The variety in plants is another challenge.

“You’re not seeing the same romaine in every single field,” Rotticci said. “You’re peeling down three or four wrapper leaves off one head in one bed, and in the next bed you need to take off seven or eight just because the mildew has gotten deeper in that head.”

Along with developing automated harvesting equipment, Taylor Farms engineers are fine-tuning machines currently in use, like those for cabbage and celery.

“We know we can direct-cut those products,” Rotticci said. “Now we’re working on how clean can we get that product to the quality inspectors upstream. If we can clean that head up more for that inspector, they can look at more heads per minute, and it’ll pass quality inspection and in the end provide a cleaner, quality product to the plant, which aids in the processing and shelf life and all that.”
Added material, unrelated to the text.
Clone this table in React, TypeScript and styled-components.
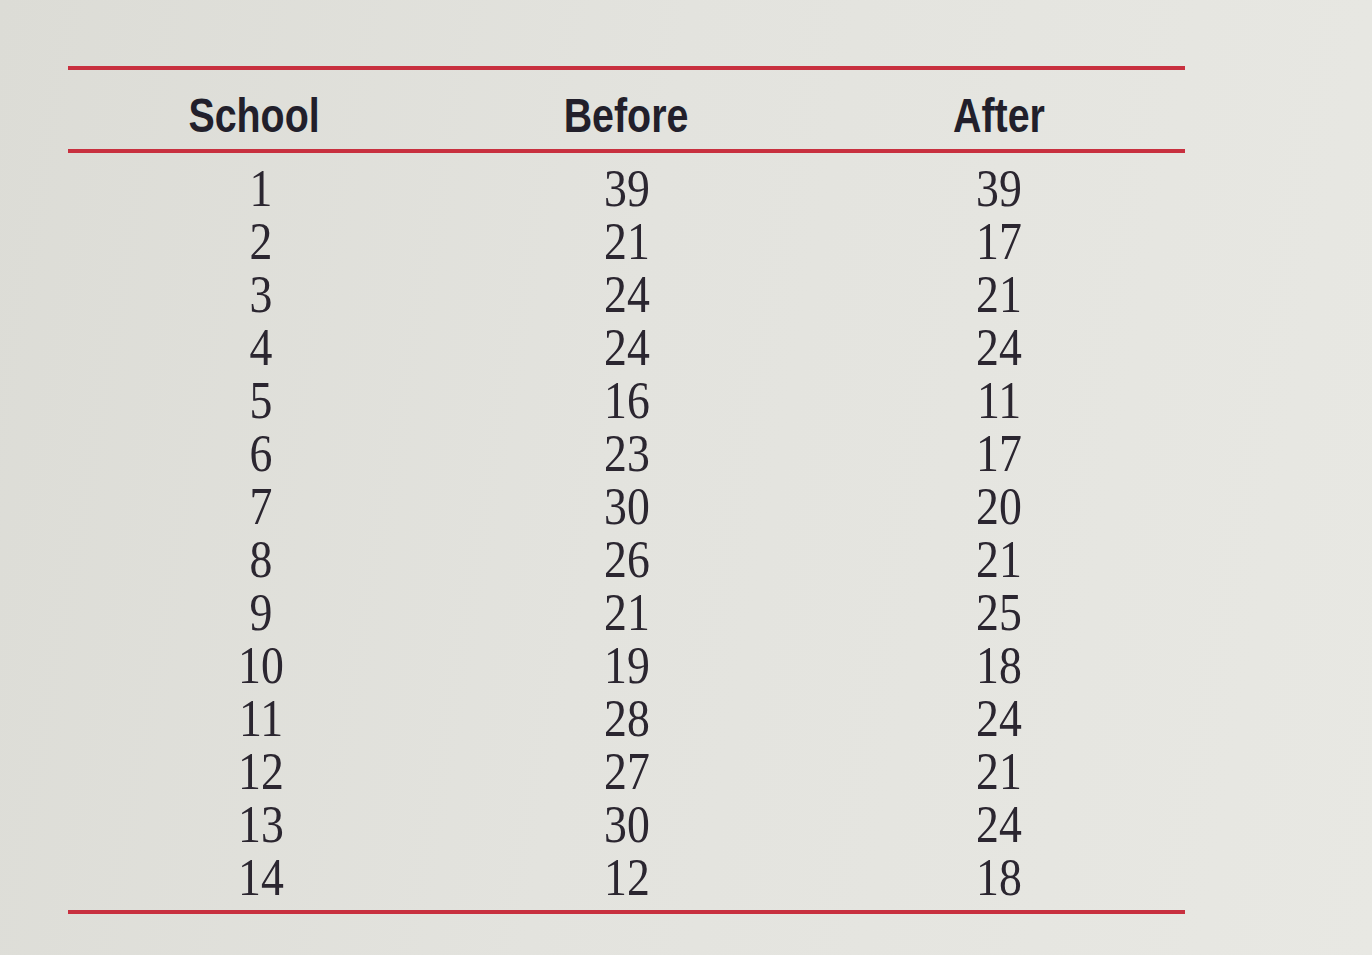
import styled, { createGlobalStyle } from "styled-components";

const GlobalStyle = createGlobalStyle`
  html, body {
    margin: 0;
    padding: 0;
  }
  body {
    background: linear-gradient(100deg, #dcdcd6 0%, #e3e3de 45%, #e8e8e3 100%);
    min-height: 955px;
  }
`;

const Page = styled.div`
  width: 1372px;
  height: 955px;
  padding: 66px 0 0 68px;
  box-sizing: border-box;
`;

const Table = styled.div`
  width: 1117px;
  border-top: 4px solid #c8303f;
  border-bottom: 4px solid #c8303f;
`;

const HeaderRow = styled.div`
  display: grid;
  grid-template-columns: repeat(3, 1fr);
  align-items: center;
  height: 67px;
  padding-top: 12px;
  border-bottom: 4px solid #c8303f;
`;

const Body = styled.div`
  padding: 9px 0 6px;
`;

const Row = styled.div`
  display: grid;
  grid-template-columns: repeat(3, 1fr);
  height: 53px;
  align-items: center;
`;

const HeadCell = styled.div`
  text-align: center;
  font-family: "Liberation Sans", Arial, sans-serif;
  font-weight: 700;
  font-size: 48px;
  color: #221f2b;
  span {
    display: inline-block;
    transform: scaleX(0.82);
  }
`;

const Cell = styled.div<{ $shift?: number }>`
  text-align: center;
  padding-left: ${({ $shift }) => $shift ?? 0}px;
  font-family: "Liberation Serif", "Times New Roman", serif;
  font-size: 52px;
  line-height: 53px;
  color: #2b2630;
  span {
    display: inline-block;
    transform: scaleX(0.88);
  }
`;

const rows: [number, number, number][] = [
  [1, 39, 39],
  [2, 21, 17],
  [3, 24, 21],
  [4, 24, 24],
  [5, 16, 11],
  [6, 23, 17],
  [7, 30, 20],
  [8, 26, 21],
  [9, 21, 25],
  [10, 19, 18],
  [11, 28, 24],
  [12, 27, 21],
  [13, 30, 24],
  [14, 12, 18],
];

export default function App() {
  return (
    <>
      <GlobalStyle />
      <Page>
        <Table>
          <HeaderRow>
            <HeadCell>
              <span>School</span>
            </HeadCell>
            <HeadCell>
              <span>Before</span>
            </HeadCell>
            <HeadCell>
              <span>After</span>
            </HeadCell>
          </HeaderRow>
          <Body>
            {rows.map(([school, before, after]) => (
              <Row key={school}>
                <Cell $shift={14}>
                  <span>{school}</span>
                </Cell>
                <Cell $shift={2}>
                  <span>{before}</span>
                </Cell>
                <Cell>
                  <span>{after}</span>
                </Cell>
              </Row>
            ))}
          </Body>
        </Table>
      </Page>
    </>
  );
}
Reducing mechanical damage to plants being harvested is an ongoing goal.

This development takes time. Even when the engineering group has a design and a working prototype, simply building a duplicate machine can take up to six months, depending on the availability of fabricators.

If design time is involved, a project can require nine months to a year, Rotticci said.

Given the expense of developing the machines — particularly with the use of stainless steel for sanitation purposes — a longer timetable is part of the deal.

“We want to hit the ground running,” Rotticci said, “and not have to go backwards too much on the redesign, refabricate side.

“If we have to go a little bit slower from the beginning to have a more consistent run time, I think it will definitely benefit us in the long run,” he said.

While the process is costly, automating the harvest of a crop can pay for itself in two to three years, depending on the commodity and the volume harvested, Rotticci said. Depending on how the machines are used and maintained, they can be used 10 years.